Bacteria can grow in many harsh conditions. One type of classification for bacteria is based on the temperature at which a bacterium can survive. The thermopile bacteria are bacteria that can survive at temperatures of forty-two to one hundred degrees Celsius or more.(Edwards 2) These bacteria are generally found around hot geological sites such as volcanoes and geysers.(Edwards 2) Another class of bacteria are the Acidophiles. Acidophiles are Bacterium that can survive and reproduce within an extremely acidic environment.(Edwards 34) Their environments are highly acidic soils in mining and geothermal areas.(Edwards 34) Oligotrophs are bacteria that can survive on little organic matter such as carbon (Edwards 93) They are commonly found in ocean water. (Edwards 94) Osmophiles are bacteria that are able to survive in environments with little water.(Edwards 117) Halotolerant and halophilic bacteria are bacteria that can survive with little salt or lots of salt.

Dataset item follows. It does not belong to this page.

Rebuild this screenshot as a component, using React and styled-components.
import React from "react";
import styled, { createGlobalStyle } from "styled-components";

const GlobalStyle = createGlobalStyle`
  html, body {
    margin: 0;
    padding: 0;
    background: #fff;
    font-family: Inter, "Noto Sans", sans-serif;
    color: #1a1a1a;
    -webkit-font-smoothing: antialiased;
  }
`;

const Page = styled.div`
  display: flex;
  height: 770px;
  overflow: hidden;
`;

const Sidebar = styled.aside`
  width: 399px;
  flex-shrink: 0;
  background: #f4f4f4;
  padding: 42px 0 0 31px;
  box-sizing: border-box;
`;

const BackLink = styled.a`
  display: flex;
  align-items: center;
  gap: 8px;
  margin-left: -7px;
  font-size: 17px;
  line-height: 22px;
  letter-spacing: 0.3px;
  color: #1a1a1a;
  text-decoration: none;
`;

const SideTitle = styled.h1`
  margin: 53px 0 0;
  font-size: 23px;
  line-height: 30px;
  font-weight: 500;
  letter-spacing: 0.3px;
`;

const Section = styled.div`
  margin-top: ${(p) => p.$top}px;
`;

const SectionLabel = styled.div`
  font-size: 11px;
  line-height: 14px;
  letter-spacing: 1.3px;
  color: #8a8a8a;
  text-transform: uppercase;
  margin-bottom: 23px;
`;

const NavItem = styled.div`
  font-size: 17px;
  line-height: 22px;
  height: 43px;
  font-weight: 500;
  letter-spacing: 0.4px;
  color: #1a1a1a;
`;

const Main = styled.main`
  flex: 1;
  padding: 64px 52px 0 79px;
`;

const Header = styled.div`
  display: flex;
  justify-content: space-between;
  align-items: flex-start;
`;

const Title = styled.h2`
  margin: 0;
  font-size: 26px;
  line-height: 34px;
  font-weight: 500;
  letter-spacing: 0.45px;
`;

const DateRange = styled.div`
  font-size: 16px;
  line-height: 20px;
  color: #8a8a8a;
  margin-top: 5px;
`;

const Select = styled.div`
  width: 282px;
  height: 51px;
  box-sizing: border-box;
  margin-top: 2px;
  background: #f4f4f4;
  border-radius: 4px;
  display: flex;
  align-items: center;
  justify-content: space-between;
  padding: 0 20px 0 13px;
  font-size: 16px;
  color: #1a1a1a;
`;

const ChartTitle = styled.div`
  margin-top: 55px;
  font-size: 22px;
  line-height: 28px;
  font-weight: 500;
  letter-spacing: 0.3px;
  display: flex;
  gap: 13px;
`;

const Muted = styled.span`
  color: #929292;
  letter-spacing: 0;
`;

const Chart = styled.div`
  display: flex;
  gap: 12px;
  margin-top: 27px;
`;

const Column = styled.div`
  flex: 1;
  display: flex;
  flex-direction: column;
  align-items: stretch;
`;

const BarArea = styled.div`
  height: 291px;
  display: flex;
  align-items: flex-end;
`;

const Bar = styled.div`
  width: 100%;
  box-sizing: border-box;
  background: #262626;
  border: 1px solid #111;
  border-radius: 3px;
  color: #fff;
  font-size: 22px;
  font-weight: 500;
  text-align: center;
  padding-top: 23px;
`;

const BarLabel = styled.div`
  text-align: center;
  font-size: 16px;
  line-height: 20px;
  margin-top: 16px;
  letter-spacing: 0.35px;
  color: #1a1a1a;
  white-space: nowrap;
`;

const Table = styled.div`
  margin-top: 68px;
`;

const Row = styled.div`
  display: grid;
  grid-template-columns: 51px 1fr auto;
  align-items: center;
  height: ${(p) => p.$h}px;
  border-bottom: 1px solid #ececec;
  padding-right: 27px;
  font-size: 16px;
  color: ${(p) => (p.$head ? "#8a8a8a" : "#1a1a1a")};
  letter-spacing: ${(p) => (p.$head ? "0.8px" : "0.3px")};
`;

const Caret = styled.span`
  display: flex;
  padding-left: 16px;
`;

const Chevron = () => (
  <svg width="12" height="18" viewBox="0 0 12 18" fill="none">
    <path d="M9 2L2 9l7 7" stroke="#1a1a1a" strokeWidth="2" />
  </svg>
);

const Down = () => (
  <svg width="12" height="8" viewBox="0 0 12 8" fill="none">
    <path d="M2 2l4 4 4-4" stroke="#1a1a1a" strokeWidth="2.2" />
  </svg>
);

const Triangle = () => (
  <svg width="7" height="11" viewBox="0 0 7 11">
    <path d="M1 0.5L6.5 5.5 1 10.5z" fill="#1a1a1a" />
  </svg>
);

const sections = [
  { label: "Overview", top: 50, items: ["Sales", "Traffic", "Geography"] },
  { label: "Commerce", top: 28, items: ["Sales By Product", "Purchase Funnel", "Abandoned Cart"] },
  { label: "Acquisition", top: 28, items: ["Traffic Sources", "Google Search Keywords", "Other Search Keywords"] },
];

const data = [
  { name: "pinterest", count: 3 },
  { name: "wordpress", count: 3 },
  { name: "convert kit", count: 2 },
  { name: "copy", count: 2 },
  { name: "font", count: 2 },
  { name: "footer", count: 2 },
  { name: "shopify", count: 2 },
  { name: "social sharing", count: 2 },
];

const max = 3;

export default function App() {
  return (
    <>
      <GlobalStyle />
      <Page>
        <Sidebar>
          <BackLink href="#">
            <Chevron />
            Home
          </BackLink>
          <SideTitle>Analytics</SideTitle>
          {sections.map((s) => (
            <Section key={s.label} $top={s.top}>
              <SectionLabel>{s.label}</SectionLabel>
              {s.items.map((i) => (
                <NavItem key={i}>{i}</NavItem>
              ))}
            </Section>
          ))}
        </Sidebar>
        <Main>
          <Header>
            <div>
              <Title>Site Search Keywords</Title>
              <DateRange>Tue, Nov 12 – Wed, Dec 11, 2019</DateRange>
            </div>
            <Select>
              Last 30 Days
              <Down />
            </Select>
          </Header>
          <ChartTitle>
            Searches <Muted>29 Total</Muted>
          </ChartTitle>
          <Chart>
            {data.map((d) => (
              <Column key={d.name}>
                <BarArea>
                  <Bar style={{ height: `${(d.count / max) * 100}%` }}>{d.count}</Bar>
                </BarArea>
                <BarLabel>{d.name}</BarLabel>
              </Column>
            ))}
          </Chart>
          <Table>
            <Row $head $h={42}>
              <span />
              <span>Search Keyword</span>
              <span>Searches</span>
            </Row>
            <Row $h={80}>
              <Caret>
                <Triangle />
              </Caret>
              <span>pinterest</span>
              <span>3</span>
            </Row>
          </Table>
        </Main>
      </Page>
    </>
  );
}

(Edwards 147) These bacteria are commonly found in salt and soda lakes such as the Great Salt Lake in Utah, the Dead Sea and the soda lakes of the Great Rift Valley in Kenya.(Edwards 149) Metal tolerant bacteria are tolerant to heavy metals that are toxic to microbial life forms.(Edwards 178) All of these different types of bacteria show how they have evolved so that they can live almost every where. Conditions in which bacteria can not live are getting harder and harder to find. Bacteria are thus are highly adaptable organisms that can live almost any where in the world. They have a seemingly simple but complex structure that is highly organized. Bacteria have different stages of reproduction that is shown in a growth curve that shows the limitations of bacterial reproduction.
If bacterial reproduction was not limited the earth would be over run with bacteria.